**Dataset excerpt**
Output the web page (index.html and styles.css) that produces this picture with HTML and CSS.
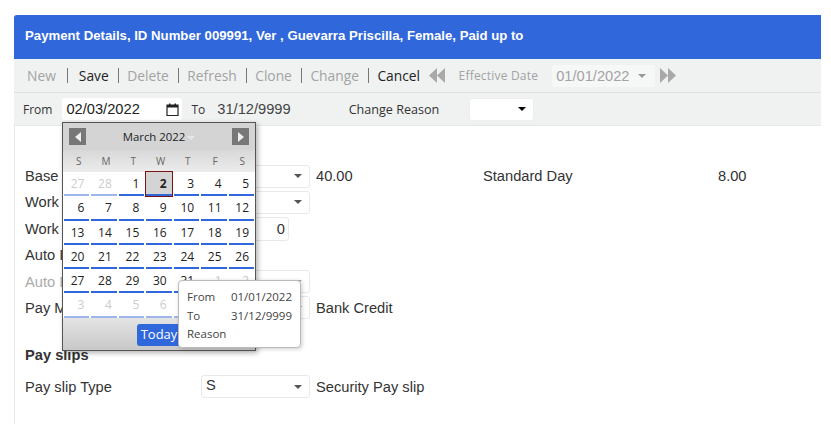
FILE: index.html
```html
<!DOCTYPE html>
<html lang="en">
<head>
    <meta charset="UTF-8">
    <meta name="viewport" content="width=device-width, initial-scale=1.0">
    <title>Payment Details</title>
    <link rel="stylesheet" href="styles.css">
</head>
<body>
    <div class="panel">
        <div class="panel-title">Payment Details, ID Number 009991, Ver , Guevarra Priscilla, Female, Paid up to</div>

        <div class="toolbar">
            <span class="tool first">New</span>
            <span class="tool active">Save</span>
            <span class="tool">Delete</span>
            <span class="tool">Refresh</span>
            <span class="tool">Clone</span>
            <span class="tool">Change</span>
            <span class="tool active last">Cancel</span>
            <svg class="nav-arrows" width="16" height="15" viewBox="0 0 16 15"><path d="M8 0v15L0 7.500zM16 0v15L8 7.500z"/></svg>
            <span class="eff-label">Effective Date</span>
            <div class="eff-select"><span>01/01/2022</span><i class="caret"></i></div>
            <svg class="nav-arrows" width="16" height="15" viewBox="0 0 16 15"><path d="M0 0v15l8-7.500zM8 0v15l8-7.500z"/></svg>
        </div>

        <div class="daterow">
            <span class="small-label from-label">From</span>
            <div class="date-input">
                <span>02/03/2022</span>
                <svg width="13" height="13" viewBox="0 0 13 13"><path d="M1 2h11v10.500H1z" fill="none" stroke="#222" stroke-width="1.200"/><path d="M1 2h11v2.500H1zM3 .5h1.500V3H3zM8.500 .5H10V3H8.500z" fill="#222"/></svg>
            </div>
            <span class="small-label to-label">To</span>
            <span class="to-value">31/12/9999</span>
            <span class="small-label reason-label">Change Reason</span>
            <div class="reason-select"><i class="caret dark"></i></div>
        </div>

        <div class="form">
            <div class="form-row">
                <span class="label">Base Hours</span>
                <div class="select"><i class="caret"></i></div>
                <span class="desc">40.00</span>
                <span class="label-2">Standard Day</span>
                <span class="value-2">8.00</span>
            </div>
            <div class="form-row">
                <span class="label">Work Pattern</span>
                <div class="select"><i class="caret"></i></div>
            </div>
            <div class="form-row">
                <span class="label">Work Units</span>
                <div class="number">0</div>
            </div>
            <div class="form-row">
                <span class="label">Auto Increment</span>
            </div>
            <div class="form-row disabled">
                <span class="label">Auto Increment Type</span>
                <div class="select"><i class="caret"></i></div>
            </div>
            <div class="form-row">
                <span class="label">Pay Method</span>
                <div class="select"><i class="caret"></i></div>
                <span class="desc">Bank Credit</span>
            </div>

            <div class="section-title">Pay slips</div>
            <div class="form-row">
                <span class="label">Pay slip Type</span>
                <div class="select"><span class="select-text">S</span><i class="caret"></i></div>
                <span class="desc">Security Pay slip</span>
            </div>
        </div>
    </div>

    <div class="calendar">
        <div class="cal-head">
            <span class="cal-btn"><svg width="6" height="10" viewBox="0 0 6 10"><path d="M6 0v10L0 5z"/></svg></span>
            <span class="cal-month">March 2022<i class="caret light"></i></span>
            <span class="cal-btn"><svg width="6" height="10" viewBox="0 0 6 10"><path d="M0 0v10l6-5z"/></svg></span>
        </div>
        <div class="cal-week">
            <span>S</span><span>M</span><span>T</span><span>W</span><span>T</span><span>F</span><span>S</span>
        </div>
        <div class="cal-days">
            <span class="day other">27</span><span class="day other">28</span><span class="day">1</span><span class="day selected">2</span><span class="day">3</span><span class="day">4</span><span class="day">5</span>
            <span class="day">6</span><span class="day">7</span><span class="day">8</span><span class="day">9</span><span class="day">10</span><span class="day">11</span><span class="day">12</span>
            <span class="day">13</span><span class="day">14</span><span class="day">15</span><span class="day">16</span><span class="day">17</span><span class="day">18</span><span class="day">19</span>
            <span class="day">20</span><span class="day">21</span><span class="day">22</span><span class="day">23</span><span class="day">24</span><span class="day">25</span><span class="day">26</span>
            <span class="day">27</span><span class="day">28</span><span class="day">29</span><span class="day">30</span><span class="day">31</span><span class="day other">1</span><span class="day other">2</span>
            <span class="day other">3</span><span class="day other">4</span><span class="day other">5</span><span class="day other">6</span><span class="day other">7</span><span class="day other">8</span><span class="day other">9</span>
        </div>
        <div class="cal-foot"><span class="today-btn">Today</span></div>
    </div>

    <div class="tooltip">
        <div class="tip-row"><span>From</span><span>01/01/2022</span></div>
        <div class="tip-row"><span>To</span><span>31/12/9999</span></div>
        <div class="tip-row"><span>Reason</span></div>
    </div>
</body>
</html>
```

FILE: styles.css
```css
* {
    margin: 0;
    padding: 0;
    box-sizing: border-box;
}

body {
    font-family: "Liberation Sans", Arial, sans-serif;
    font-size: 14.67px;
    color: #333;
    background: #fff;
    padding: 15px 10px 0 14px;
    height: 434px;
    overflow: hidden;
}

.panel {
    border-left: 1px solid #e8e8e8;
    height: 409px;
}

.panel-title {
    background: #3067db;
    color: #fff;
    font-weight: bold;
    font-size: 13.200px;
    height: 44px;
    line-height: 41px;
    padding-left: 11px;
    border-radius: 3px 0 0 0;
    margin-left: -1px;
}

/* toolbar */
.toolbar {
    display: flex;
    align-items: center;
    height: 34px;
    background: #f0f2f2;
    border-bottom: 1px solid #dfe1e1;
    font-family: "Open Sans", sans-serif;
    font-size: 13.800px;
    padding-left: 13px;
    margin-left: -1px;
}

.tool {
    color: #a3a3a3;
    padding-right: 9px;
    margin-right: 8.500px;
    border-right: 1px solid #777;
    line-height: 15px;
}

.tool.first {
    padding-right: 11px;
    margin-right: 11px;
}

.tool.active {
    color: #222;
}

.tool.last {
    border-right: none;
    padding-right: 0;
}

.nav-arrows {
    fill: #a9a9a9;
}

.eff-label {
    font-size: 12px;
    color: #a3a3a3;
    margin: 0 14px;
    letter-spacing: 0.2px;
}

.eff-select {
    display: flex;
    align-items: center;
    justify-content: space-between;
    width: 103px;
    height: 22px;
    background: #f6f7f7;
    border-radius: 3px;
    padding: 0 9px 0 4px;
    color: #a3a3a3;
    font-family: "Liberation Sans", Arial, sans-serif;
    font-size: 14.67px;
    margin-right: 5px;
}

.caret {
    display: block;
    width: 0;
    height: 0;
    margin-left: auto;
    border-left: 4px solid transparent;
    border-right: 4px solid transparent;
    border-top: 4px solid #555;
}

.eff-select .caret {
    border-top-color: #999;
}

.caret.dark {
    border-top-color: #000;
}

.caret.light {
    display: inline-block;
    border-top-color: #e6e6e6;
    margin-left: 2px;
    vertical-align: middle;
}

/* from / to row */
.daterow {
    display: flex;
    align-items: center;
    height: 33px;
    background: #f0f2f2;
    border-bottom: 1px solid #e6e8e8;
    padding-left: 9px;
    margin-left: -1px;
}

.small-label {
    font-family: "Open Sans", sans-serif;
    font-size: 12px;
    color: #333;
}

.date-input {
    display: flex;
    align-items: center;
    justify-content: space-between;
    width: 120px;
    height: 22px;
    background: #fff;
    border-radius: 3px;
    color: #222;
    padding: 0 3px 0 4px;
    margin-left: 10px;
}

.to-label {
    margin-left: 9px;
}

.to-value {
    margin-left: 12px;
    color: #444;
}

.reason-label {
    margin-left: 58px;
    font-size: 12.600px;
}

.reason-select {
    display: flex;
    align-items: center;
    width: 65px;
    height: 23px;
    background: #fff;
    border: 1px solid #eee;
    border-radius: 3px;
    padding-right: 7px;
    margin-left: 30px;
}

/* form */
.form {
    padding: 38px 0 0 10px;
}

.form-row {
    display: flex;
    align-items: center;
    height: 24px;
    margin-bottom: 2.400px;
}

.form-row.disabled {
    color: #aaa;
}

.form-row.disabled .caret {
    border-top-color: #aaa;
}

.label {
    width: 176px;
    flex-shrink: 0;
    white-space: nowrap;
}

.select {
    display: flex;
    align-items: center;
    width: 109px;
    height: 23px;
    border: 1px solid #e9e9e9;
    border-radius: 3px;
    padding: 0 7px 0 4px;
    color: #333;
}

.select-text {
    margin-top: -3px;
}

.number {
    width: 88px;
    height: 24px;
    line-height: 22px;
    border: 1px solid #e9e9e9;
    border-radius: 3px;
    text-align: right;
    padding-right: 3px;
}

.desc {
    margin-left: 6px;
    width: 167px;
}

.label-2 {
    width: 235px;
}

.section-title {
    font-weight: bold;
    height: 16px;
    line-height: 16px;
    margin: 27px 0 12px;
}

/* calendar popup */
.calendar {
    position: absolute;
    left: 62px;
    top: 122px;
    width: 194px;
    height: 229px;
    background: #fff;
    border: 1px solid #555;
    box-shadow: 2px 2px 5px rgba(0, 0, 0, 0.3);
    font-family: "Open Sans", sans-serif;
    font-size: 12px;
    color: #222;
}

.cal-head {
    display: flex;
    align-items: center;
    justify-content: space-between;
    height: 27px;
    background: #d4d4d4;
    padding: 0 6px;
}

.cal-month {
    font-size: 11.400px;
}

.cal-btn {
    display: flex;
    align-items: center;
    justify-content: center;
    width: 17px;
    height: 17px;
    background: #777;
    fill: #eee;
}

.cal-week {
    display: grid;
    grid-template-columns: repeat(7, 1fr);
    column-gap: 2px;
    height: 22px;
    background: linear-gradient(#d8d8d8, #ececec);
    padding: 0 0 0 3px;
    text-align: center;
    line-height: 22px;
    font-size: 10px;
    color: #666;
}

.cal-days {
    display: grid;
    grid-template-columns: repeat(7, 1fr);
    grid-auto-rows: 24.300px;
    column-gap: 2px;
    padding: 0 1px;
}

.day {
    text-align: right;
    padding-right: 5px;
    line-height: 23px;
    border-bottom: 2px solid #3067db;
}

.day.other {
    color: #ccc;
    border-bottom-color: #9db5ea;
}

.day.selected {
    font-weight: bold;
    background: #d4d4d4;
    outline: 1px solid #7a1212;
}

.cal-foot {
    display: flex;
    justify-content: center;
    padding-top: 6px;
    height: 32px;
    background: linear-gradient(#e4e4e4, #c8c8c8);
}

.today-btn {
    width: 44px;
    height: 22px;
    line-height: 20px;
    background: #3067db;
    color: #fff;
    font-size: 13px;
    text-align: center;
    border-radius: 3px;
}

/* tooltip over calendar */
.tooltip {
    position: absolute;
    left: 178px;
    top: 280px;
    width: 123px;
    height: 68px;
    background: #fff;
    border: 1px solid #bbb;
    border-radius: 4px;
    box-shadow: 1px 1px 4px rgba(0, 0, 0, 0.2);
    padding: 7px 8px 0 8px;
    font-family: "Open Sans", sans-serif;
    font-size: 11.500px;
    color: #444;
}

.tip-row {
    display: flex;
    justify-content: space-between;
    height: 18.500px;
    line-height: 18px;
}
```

**Problem to work on**
Each line above that holds the string "styles" should be copied and shown.

**Result**
Output the web page (index.html and styles.css) that produces this picture with HTML and CSS.
    <link rel="stylesheet" href="styles.css">
FILE: styles.css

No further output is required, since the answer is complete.